[vulkan] Add buffer to texture and texture to buffer copies (#82799)
This diff adds functions to transfer data to GPU textures not through the `nchw_to_image` and `image_to_nchw` shaders but with host side functions that convert CPU tensors between NCHW to NC4HW formats, allowing data to be copied directly into and out from image textures via `vkCmdCopy*` API calls. These functions can be used when loading tensors from memory when loading a model, as it has the following benefits:
1. No need to construct a compute pipeline to transfer data to/from the GPU. This saves time when loading Vulkan models/performing first inference.
2. `vkCmdCopy*` is faster than compute shaders. However, due to the need to rearrange data between NCHW and NC4HW formats, it is still faster to use compute shaders to transfer input and output tensors. However, for weight tensors that can be serialized directly in NC4HW format, it is more beneficial to copy data directly.
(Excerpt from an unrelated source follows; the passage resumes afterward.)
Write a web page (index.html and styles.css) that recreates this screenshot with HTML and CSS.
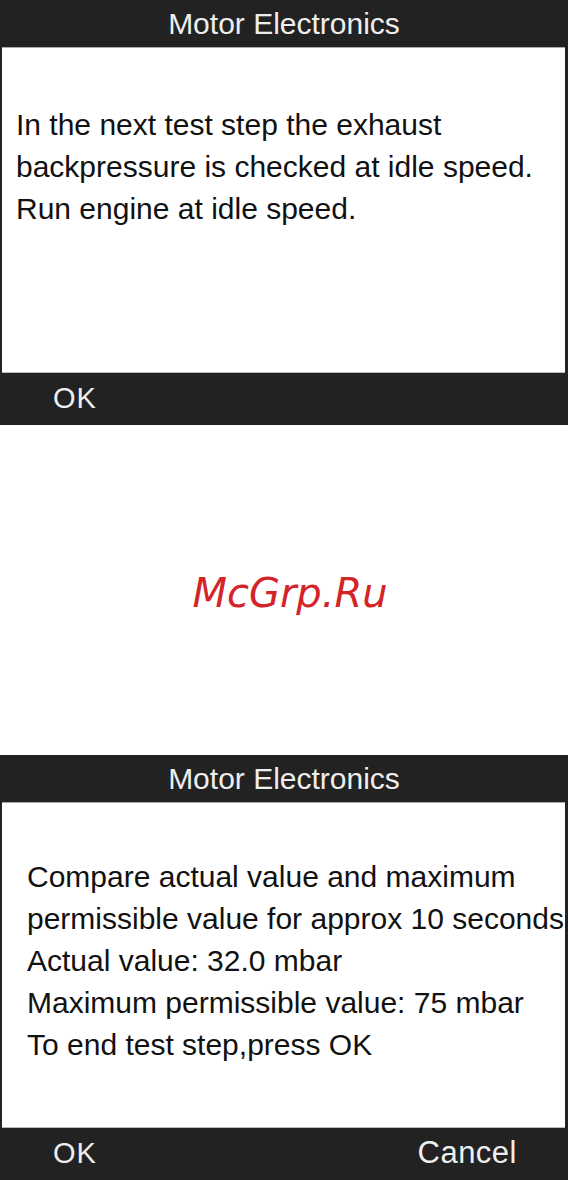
FILE: index.html
```html
<!DOCTYPE html>
<html>
<head>
<meta charset="utf-8">
<link rel="stylesheet" href="styles.css">
</head>
<body>
<div class="screen">
  <div class="hdr">Motor Electronics</div>
  <div class="content c1">
    <div>In the next test step the exhaust</div>
    <div>backpressure is checked at idle speed.</div>
    <div>Run engine at idle speed.</div>
  </div>
  <div class="foot"><span class="ok">OK</span></div>
</div>
<div class="gap"><span class="mark">McGrp.Ru</span></div>
<div class="screen s2">
  <div class="hdr">Motor Electronics</div>
  <div class="content c2">
    <div>Compare actual value and maximum</div>
    <div>permissible value for approx 10 seconds</div>
    <div>Actual value: 32.0 mbar</div>
    <div>Maximum permissible value: 75 mbar</div>
    <div>To end test step,press OK</div>
  </div>
  <div class="foot"><span class="ok">OK</span><span class="cancel">Cancel</span></div>
</div>
</body>
</html>
```
FILE: styles.css
```css
html, body {
  margin: 0;
  padding: 0;
  background: #fff;
}
body {
  width: 568px;
  font-family: "Liberation Sans", Arial, sans-serif;
}
.screen {
  height: 425px;
  display: flex;
  flex-direction: column;
  background: #fff;
  border-left: 2px solid #222;
  border-right: 3px solid #222;
  overflow: hidden;
}
.hdr {
  height: 47px;
  flex: none;
  background: #222;
  color: #eee;
  font-size: 30px;
  line-height: 47px;
  text-align: center;
  margin: 0 -3px 0 -2px;
}
.content {
  flex: 1;
  color: #111;
  font-size: 30px;
  line-height: 42px;
  white-space: nowrap;
  overflow: hidden;
  border-top: 1px solid #aaa;
  border-bottom: 1px solid #bbb;
}
.c1 {
  padding: 56px 0 0 14px;
}
.c2 {
  padding: 53px 0 0 25px;
}
.foot {
  height: 52px;
  flex: none;
  background: #222;
  color: #eee;
  font-size: 30px;
  line-height: 50px;
  display: flex;
  justify-content: space-between;
  padding: 0 51px 0 53px;
  margin: 0 -3px 0 -2px;
}
.ok {
  font-size: 29px;
  letter-spacing: 1px;
}
.cancel {
  font-size: 31px;
  letter-spacing: 0.5px;
}
.gap {
  height: 330px;
  display: flex;
  align-items: center;
  justify-content: center;
}
.mark {
  font-family: "DejaVu Sans", sans-serif;
  font-style: oblique;
  font-size: 40px;
  color: #d4242a;
  margin-left: 12px;
  margin-top: 6px;
}
```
3. It is much clearer from the code how data is represented on the GPU
Note that this change necessitated changes to how the `StagingBuffer` class worked (now called `StorageBuffer`. This is because the data size and alignment of data copied to and from an image texture is dependent on the image format of the texture.
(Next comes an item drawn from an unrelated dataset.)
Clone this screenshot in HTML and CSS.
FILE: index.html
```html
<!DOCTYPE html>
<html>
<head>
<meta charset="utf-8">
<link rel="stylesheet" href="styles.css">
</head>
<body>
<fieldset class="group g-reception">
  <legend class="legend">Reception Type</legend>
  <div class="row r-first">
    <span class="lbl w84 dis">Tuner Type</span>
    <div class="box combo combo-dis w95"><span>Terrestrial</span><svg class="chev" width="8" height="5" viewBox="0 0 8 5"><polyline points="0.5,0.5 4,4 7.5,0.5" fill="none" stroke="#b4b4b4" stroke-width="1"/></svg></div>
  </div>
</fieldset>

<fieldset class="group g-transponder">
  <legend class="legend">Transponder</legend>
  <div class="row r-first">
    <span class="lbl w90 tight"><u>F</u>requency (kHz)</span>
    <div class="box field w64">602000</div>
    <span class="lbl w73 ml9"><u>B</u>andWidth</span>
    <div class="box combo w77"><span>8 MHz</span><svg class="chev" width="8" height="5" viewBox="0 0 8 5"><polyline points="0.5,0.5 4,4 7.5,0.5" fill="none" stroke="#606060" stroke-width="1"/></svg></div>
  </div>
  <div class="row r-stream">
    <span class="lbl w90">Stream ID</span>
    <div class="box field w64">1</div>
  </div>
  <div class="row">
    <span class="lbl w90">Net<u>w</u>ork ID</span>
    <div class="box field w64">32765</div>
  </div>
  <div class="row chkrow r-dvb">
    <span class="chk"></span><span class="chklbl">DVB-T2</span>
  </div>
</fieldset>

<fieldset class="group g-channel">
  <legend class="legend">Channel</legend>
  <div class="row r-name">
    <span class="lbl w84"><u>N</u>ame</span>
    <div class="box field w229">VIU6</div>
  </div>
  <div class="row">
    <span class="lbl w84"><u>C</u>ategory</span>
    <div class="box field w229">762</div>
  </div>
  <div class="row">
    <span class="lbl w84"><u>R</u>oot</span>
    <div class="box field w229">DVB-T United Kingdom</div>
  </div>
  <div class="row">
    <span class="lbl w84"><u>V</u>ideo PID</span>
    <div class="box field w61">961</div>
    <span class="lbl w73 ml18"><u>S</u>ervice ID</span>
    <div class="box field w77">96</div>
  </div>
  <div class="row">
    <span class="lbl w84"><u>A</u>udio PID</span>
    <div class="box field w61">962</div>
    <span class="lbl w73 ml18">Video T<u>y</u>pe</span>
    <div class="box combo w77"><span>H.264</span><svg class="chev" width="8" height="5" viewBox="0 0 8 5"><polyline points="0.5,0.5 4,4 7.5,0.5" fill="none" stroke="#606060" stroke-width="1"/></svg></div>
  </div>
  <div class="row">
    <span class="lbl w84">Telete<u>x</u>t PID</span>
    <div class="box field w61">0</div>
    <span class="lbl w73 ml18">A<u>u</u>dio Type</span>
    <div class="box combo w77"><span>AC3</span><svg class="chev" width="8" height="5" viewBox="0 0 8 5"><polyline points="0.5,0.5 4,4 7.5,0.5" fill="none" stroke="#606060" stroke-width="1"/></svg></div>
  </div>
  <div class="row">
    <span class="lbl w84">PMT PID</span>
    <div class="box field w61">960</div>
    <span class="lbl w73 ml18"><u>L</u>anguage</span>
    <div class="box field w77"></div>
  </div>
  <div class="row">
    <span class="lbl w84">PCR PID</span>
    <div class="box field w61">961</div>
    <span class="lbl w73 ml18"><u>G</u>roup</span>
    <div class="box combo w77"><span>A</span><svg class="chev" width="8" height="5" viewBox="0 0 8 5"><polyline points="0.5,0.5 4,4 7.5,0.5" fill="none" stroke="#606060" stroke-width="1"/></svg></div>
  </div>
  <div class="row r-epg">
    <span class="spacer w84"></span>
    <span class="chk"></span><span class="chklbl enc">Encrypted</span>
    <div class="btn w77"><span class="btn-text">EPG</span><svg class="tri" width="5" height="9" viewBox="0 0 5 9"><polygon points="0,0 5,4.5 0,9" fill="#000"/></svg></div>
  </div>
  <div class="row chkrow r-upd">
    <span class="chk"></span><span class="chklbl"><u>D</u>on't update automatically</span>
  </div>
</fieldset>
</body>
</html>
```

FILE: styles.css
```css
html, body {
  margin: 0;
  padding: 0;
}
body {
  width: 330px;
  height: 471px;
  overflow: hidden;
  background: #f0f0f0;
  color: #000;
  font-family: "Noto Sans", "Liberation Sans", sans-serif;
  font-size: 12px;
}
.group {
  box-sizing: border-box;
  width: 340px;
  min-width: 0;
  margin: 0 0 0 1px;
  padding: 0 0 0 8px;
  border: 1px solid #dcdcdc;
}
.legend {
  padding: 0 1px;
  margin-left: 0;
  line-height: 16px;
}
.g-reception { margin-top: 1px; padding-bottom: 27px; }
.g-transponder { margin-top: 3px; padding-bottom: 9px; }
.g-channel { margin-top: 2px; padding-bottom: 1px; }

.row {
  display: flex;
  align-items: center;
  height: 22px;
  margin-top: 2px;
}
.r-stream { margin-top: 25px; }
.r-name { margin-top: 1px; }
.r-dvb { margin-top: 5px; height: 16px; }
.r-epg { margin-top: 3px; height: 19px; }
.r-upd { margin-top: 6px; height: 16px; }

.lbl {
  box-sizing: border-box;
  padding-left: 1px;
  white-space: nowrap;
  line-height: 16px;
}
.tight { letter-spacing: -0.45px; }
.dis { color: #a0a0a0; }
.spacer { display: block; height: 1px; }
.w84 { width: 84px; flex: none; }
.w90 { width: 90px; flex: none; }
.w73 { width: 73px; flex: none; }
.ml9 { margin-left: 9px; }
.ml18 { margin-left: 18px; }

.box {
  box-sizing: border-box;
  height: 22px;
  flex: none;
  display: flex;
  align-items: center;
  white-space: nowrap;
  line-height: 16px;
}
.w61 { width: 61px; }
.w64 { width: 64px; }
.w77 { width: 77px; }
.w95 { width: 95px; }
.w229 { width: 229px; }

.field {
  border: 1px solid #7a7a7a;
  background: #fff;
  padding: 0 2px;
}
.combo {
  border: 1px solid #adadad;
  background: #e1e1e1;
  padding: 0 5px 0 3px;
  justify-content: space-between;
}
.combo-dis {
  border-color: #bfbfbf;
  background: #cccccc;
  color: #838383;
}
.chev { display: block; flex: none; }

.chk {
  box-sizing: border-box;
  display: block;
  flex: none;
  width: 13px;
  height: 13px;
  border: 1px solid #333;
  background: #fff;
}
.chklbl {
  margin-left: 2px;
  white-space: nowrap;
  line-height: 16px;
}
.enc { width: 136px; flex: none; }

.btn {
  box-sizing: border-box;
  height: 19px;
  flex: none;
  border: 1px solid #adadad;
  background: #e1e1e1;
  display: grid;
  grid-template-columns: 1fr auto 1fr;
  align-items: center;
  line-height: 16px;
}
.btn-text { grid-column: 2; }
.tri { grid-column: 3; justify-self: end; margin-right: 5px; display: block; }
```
If an image texture is `VK_FORMAT_R16G16B16A16_SFLOAT` the buffer copied from the texture can be interpreted as a contiguous array of 16 bit values. If the image texture is `VK_FORMAT_R32G32B32A32_SFLOAT` then the data buffer is an array of 32 bit values. Previously, `StagingBuffer` was constructed under the assumption that an array of 32 bit floats would be used to receive the data from the texture. This causes isses when `USE_VULKAN_FP16_INFERENCE` is turned on, which forces the `VK_FORMAT_R16G16B16A16_SFLOAT` image format to be used. Therefore, the construction of `StorageBuffer` now requires a data type and number of elements to be specified in its constructor to ensure proper sizing of the data buffer.
Differential Revision: [D38264300](https://our.internmc.facebook.com/intern/diff/D38264300/)
Pull Request resolved: https://github.com/pytorch/pytorch/pull/82799
Approved by: https://github.com/manuelcandales